When you look at the news, it often feels like the world is trapped in a loop of endless conflict.
Israel and Iran. Ukraine and Russia. The U.S. and China.
At work, it’s managers vs. employees.
At home, it’s spouses.
On social media, it’s “justice” vs. “justice.”
And sometimes, silence is mistaken for indifference—or even cowardice.
But beneath all this, a quieter question lingers:
Are these conflicts truly inevitable?
If “the enemy” is always the cause,
why hasn’t humanity found peace—after centuries of defeating its enemies?
Conflict is a Reflection of Unintegrated Consciousness
Human consciousness isn’t flat—it’s layered.
And these layers shape how we perceive, react, and relate.
When war erupts, it’s not just a clash of ideologies or resources.
It’s often a collapse into the lower levels of consciousness:
🔻 Layer 1: Fear & Survival
“Attack before we’re attacked.”
“If we don’t defend ourselves, we’ll cease to exist.”
This is the primal logic that fuels many wars.
🔸 Layer 2: Anger & Desire
“We were humiliated.”
“We must reclaim what was taken.”
Here, wounded pride and unmet needs ignite the fire of vengeance.
🟡 Layer 3: Recognition & Justification
“We are right.”
“This is the will of God.”
At this layer, moral superiority and sacred duty become weapons of righteousness.
These Layers Exist Within Us, Too
You don’t need to be in a warzone to feel these dynamics.
They live gently inside us—every day.
The urge to prove someone wrong online
The quiet resentment toward your manager
The ache of not being understood by your partner
These are micro-expressions of the same structure:
Fear. Desire. Righteousness.
If you felt irritation today, even for a moment—
maybe a small piece of war lives in you, too.

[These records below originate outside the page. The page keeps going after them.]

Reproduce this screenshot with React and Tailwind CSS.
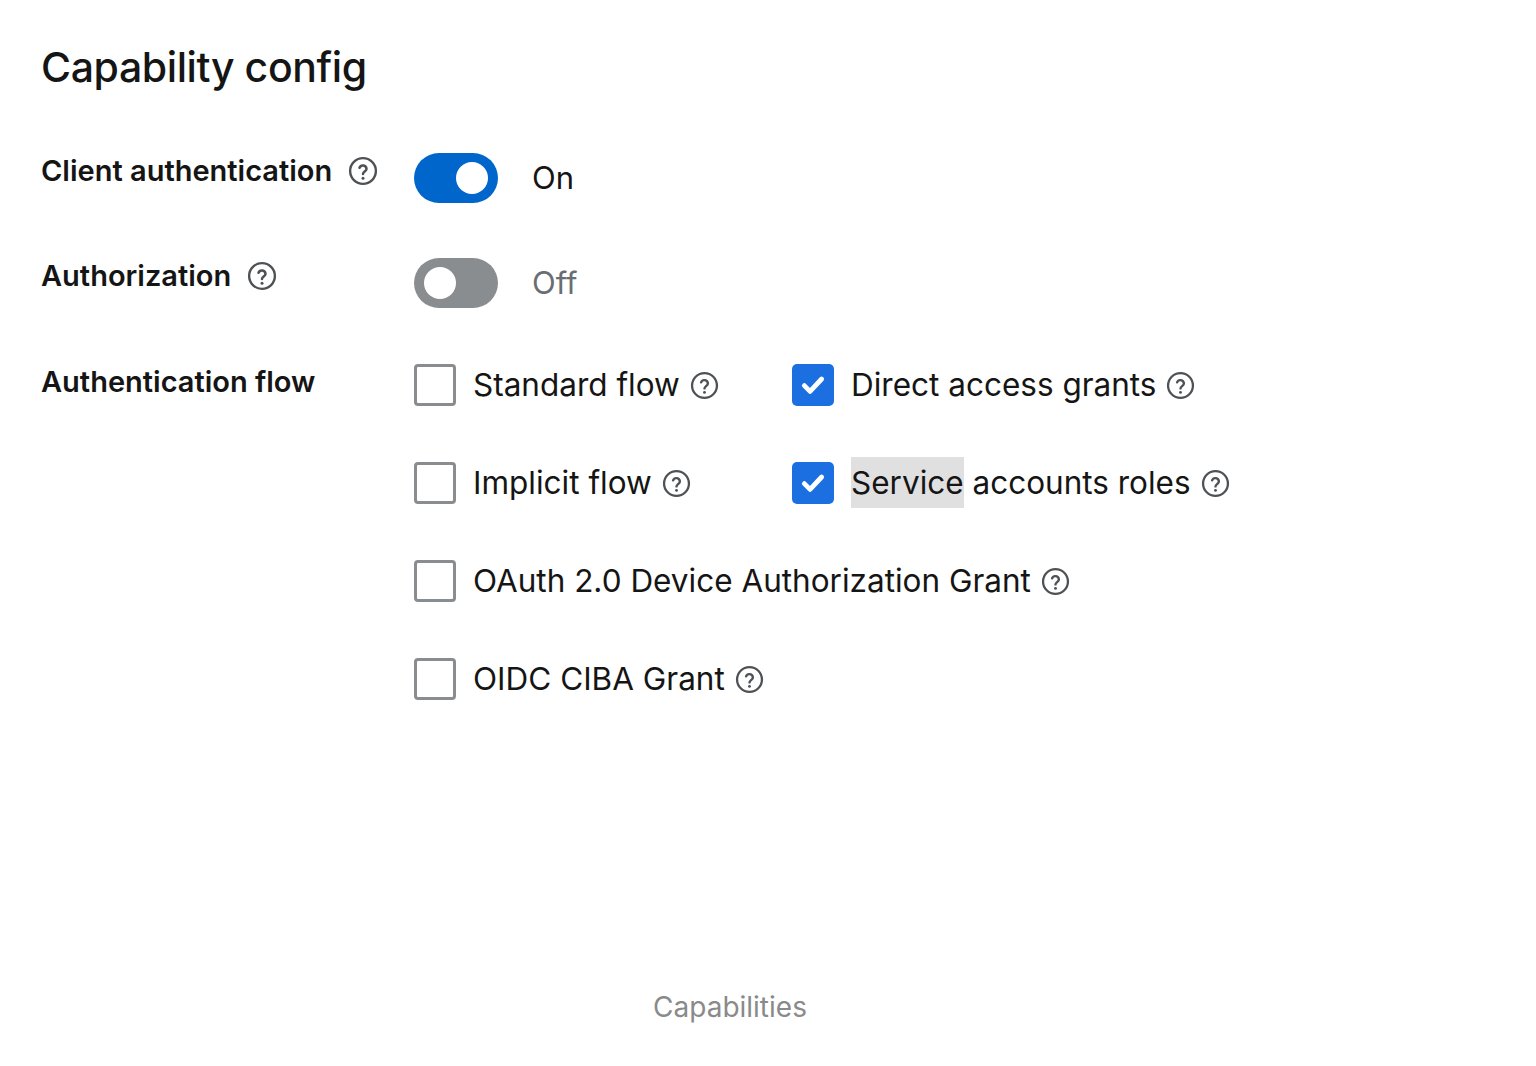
import React from 'react';

const HelpIcon = ({ className = '' }) => (
  <svg viewBox="0 0 24 24" className={className} fill="none" stroke="currentColor">
    <circle cx="12" cy="12" r="10.3" strokeWidth="1.9" />
    <path d="M9.2 9.4a2.9 2.9 0 0 1 5.6 0.9c0 1.9-2.8 2.4-2.8 4.1" strokeWidth="2" strokeLinecap="round" />
    <circle cx="12" cy="17.7" r="1.2" fill="currentColor" stroke="none" />
  </svg>
);

const Toggle = ({ on }) => (
  <div
    className={`w-[84px] h-[50px] rounded-full flex items-center px-[10px] ${
      on ? 'bg-[#0066cc] justify-end' : 'bg-[#8a8d90] justify-start'
    }`}
  >
    <div className="w-[32px] h-[32px] rounded-full bg-white" />
  </div>
);

const Checkbox = ({ checked }) =>
  checked ? (
    <div className="w-[42px] h-[42px] rounded-[5px] bg-[#1c6fe0] flex items-center justify-center shrink-0">
      <svg viewBox="0 0 24 24" className="w-[32px] h-[32px]" fill="none" stroke="white" strokeWidth="3.6" strokeLinecap="round" strokeLinejoin="round">
        <path d="M5.5 12.5l4.3 4.3L18.5 7.5" />
      </svg>
    </div>
  ) : (
    <div className="w-[42px] h-[42px] rounded-[4px] border-[3px] border-[#8a8d90] bg-white shrink-0" />
  );

const Option = ({ checked, children }) => (
  <div className="flex items-center">
    <Checkbox checked={checked} />
    <span className="ml-[17px] text-[31.5px] text-[#151515] leading-none">{children}</span>
    <HelpIcon className="ml-[10px] w-[29px] h-[29px] text-[#4f5255]" />
  </div>
);

export default function App() {
  return (
    <div
      className="w-[1536px] h-[1066px] bg-white flex flex-col"
      style={{ fontFamily: 'Inter, "Noto Sans", sans-serif' }}
    >
      <div className="pl-[41px] pt-[42px] flex-1">
        <h1 className="text-[41px] font-medium text-[#151515] leading-[50px] tracking-[-0.4px]">Capability config</h1>

        <div className="mt-[61px] flex flex-col">
          {/* client auth */}
          <div className="flex items-start h-[105px]">
            <div className="w-[373px] flex items-center pt-[3px]">
              <span className="text-[29px] font-semibold text-[#151515] leading-[30px]">Client authentication</span>
              <HelpIcon className="ml-[16px] w-[30px] h-[30px] text-[#4f5255]" />
            </div>
            <div className="flex items-center">
              <Toggle on />
              <span className="ml-[34px] text-[31px] text-[#151515]">On</span>
            </div>
          </div>

          {/* authorization */}
          <div className="flex items-start h-[106px]">
            <div className="w-[373px] flex items-center pt-[3px]">
              <span className="text-[29px] font-semibold text-[#151515] leading-[30px]">Authorization</span>
              <HelpIcon className="ml-[16px] w-[30px] h-[30px] text-[#4f5255]" />
            </div>
            <div className="flex items-center">
              <Toggle on={false} />
              <span className="ml-[34px] text-[31px] text-[#6a6e73]">Off</span>
            </div>
          </div>

          {/* authentication flow */}
          <div className="flex items-start">
            <div className="w-[373px] pt-[3px]">
              <span className="text-[29px] font-semibold text-[#151515] leading-[30px]">Authentication flow</span>
            </div>
            <div className="flex flex-col gap-[56px]">
              <div className="grid grid-cols-[378px_auto] gap-y-[56px]">
                <Option>Standard flow</Option>
                <Option checked>Direct access grants</Option>
                <Option>Implicit flow</Option>
                <div className="flex items-center">
                  <Checkbox checked />
                  <span className="ml-[17px] text-[31.5px] text-[#151515] leading-none">
                    <span className="bg-[#e0e0e0] py-[6px]">Service</span> accounts roles
                  </span>
                  <HelpIcon className="ml-[10px] w-[29px] h-[29px] text-[#4f5255]" />
                </div>
              </div>
              <Option>OAuth 2.0 Device Authorization Grant</Option>
              <Option>OIDC CIBA Grant</Option>
            </div>
          </div>
        </div>
      </div>

      <div className="h-[80px] flex justify-center">
        <span className="text-[28px] text-[#8a8a8a] ml-[-76px]">Capabilities</span>
      </div>
    </div>
  );
}
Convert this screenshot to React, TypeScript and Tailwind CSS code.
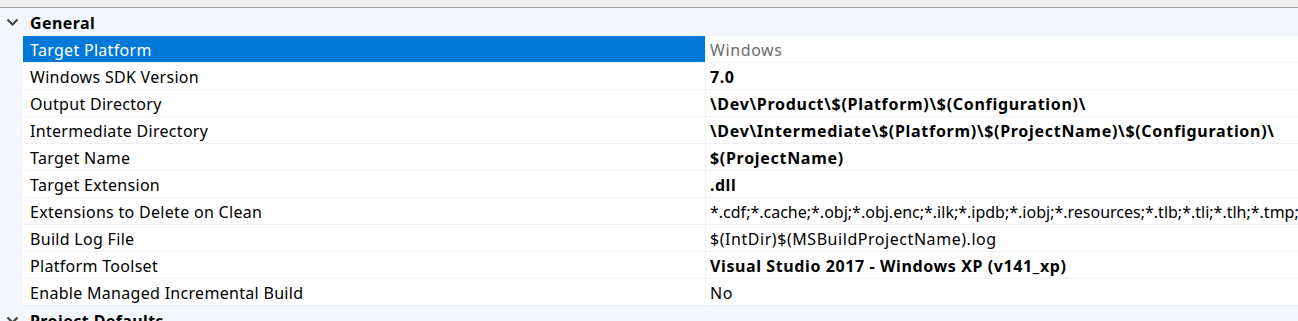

And maybe, it’s not asking to be suppressed—
but to be seen, and integrated.
Conflict Lives in Our Structures
War isn’t only psychological.
It’s systemic.
Many environments around us reinforce the lower layers of consciousness:
Field – the media and algorithms we’re exposed to
Relationship – the loneliness, polarization, and broken trust we carry
System – political and economic models that reward power over harmony
Flow – how fast-paced events spiral without pause or reflection
These conditions don’t just reflect conflict—they normalize it.
Awareness Is the First Exit
Before we point at “the enemy,”
we might pause and ask:
How does my own consciousness respond to fear, anger, and righteousness?
Peace doesn’t begin in treaties.
It begins in awareness—
Of what we carry,
Of how we react,
Of the unconscious structures we keep repeating.
Sometimes, even the desire for peace holds a gentle ache— to be heard, to be seen, to be right.
To fight, or to see clearly—we always have a choice.
And perhaps, those quiet choices are shaping a more peaceful world to come.
In the end, peace is not something we impose—
It’s something we remember, from within.
And perhaps, remembering it together is already a gentle act of healing.